Only do this if you are positive that you can make the payments on it. Racking up debt on your credit cards can wreak havoc on your credit score, but responsibly using your card can give you a much-needed boost and start building your payment history.
Keep Your Credit Lines Open
Do you have several credit cards in your wallet that you aren’t using? You might be tempted to close out some of those accounts, but you should really keep them open. For starters, these accounts factor into the length of your credit history. If they have been open for a while, this is great for your credit score.
They also factor heavily into your credit utilization rate. If you have these lines of credit open but don’t use them, you are lowering your credit utilization rate.
Let’s say that you have two credit cards in your wallet that each have an open credit line of $2,000 and you aren’t using any of it. You have another card with a $1,000 limit and $500 accrued in debt.
This means that you have $5,000 in credit and only $500 is being used, giving you a credit utilization of 10 percent. If you close out those two credit cards with no credit being used, you will have a 50 percent credit utilization rate. This can seriously have an effect on your credit score.
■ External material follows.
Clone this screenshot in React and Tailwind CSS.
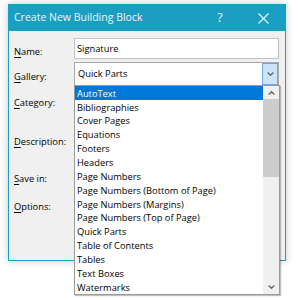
import React from "react";

const items = [
  "AutoText",
  "Bibliographies",
  "Cover Pages",
  "Equations",
  "Footers",
  "Headers",
  "Page Numbers",
  "Page Numbers (Bottom of Page)",
  "Page Numbers (Margins)",
  "Page Numbers (Top of Page)",
  "Quick Parts",
  "Table of Contents",
  "Tables",
  "Text Boxes",
  "Watermarks",
];

function Chevron({ up = false, color = "#606060" }) {
  return (
    <svg width="7" height="4" viewBox="0 0 7 4" className="block">
      <path
        d={up ? "M0.6 3.5 L3.5 0.7 L6.4 3.5" : "M0.6 0.5 L3.5 3.3 L6.4 0.5"}
        fill="none"
        stroke={color}
        strokeWidth="1.2"
      />
    </svg>
  );
}

function Label({ acc, rest }) {
  return (
    <span className="text-[9.3px] text-black whitespace-nowrap">
      <span className="underline underline-offset-[1.5px] decoration-[0.8px]">{acc}</span>
      {rest}
    </span>
  );
}

export default function App() {
  return (
    <div
      className="relative w-[298px] h-[300px] bg-white overflow-hidden"
      style={{ fontFamily: '"Open Sans", "Noto Sans", sans-serif' }}
    >
      <div className="absolute left-[8px] top-[4px] w-[278px] h-[257px] border border-[#1a9fc2] bg-[#f0f0f0] shadow-[0_0_8px_rgba(0,0,0,0.22)] flex flex-col">
        {/* Title bar */}
        <div className="h-[26px] bg-[#1a9fc2] flex items-center pl-[5px] shrink-0">
          <span className="text-[10.5px] text-[#e6f5f9] whitespace-nowrap">Create New Building Block</span>
          <span className="ml-auto w-[14px] text-center text-[12.5px] text-[#e6f5f9] mr-[31px]">?</span>
          <svg width="11" height="11" viewBox="0 0 11 11" className="mr-[16px]">
            <path d="M0.5 0.5 L10.5 10.5 M10.5 0.5 L0.5 10.5" stroke="#e6f5f9" strokeWidth="1.1" />
          </svg>
        </div>
        {/* Body */}
        <div className="flex flex-col px-[5px]">
          <div className="mt-[7px] h-[21px] flex items-center">
            <div className="w-[60px]"><Label acc="N" rest="ame:" /></div>
            <div className="w-[205px] h-[21px] bg-white border border-[#c2c2c2] flex items-center pl-[2px]">
              <span className="text-[9.3px] text-black">Signature</span>
            </div>
          </div>
          <div className="mt-[3px] h-[24px] flex items-center">
            <div className="w-[60px]"><Label acc="G" rest="allery:" /></div>
            <div className="w-[205px] h-[24px] bg-white border border-[#a9a9a9] flex items-center pl-[3px]">
              <span className="text-[9.3px] text-black">Quick Parts</span>
              <div className="ml-auto h-[22px] w-[16px] bg-[#cce4f7] border border-[#6fa8dc] flex items-center justify-center">
                <Chevron />
              </div>
            </div>
          </div>
          <div className="mt-[5px] h-[24px] flex items-center">
            <Label acc="C" rest="ategory:" />
          </div>
          <div className="mt-[15px] h-[24px] flex items-center">
            <Label acc="D" rest="escription:" />
          </div>
          <div className="mt-[13px] h-[24px] flex items-center">
            <Label acc="S" rest="ave in:" />
          </div>
          <div className="mt-[4px] h-[24px] flex items-center">
            <Label acc="O" rest="ptions:" />
          </div>
        </div>
      </div>

      {/* Dropdown list */}
      <div className="absolute left-[74px] top-[85px] w-[206px] h-[210px] bg-white border border-[#9a9a9a] shadow-[1px_1px_1px_rgba(0,0,0,0.25)] flex">
        <div className="flex-1 flex flex-col">
          {items.map((it, i) => (
            <div
              key={it}
              className={
                "h-[13.85px] flex items-center pl-[2px] pt-[1px] text-[9.3px] leading-none whitespace-nowrap " +
                (i === 0 ? "bg-[#0078d7] text-white" : "text-black")
              }
            >
              {it}
            </div>
          ))}
        </div>
        <div className="w-[16px] bg-[#f0f0f0] flex flex-col">
          <div className="h-[13px] flex items-center justify-center">
            <Chevron up />
          </div>
          <div className="h-[78px] bg-[#cdcdcd]" />
          <div className="flex-1" />
          <div className="h-[15px] flex items-center justify-center">
            <Chevron />
          </div>
        </div>
      </div>
    </div>
  );
}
I know how tempting it can be to close out those unwanted credit cards. Over the years, I have applied for several store credit cards to take advantage of discounts and sales.
As my tastes have changed, I don’t necessarily shop at all of those stores anymore. However, they still factor into my credit score and help keep my credit utilization low so I keep them around.
Why Should You Improve Your Credit?
It’s no secret that your credit score is significant to your overall financial health. You should have an idea of what your score is and be making steps to improve it as often as possible. Most people associate having a good credit score with lower interest rates and being approved for better loans. However, it can be even more important than that.
Your credit can be pulled to determine things like where you can live. Even if you aren’t currently in the market for a mortgage, you might be interested in renting a new place. A landlord or an apartment company often pulls your credit to determine whether to extend the option of a lease to you.
Our apartment complex pulled our credit before allowing us to sign a lease. Our credit score played a role in how much of a security deposit we were required to put down. Higher credit scores meant that we had lower move-in costs than others with lower credit scores. When the landlord or leasing company feels relatively secure that you are going to pay your rent each month, they might be more flexible on some of these other costs.
Your employer might also check your credit reports before making a hiring decision. This is particularly true if you are being hired in the field of finance or for an executive position. They want to see that you are responsible with your own money before allowing you to manage theirs.
Other reasons you should consider improving your credit score include:
- Getting a good car loan
- Obtaining a mortgage with low rates
- Lowering your insurance rates
- Getting higher credit limits
- Getting rid of co-signers
- Starting a business with a loan
Understanding the Basics of Credit
Understanding what your credit score is and how it is determined can give insight into whether you qualify for certain loans. This small nugget of information can mean the difference between finding a new place to live, getting a new job, or obtaining a low interest rate on a new auto loan. Those three little numbers have a prominent place whenever it comes to your financial health.
Think through what you can do today to improve your credit score. Whether you need to make a few phone calls to have your credit limit increased or whether you just need to try to pay your bills on time, these small actions can save you time when you go to make a big purchase like a home or car, and can even save you thousands of dollars in interest payments over your lifetime!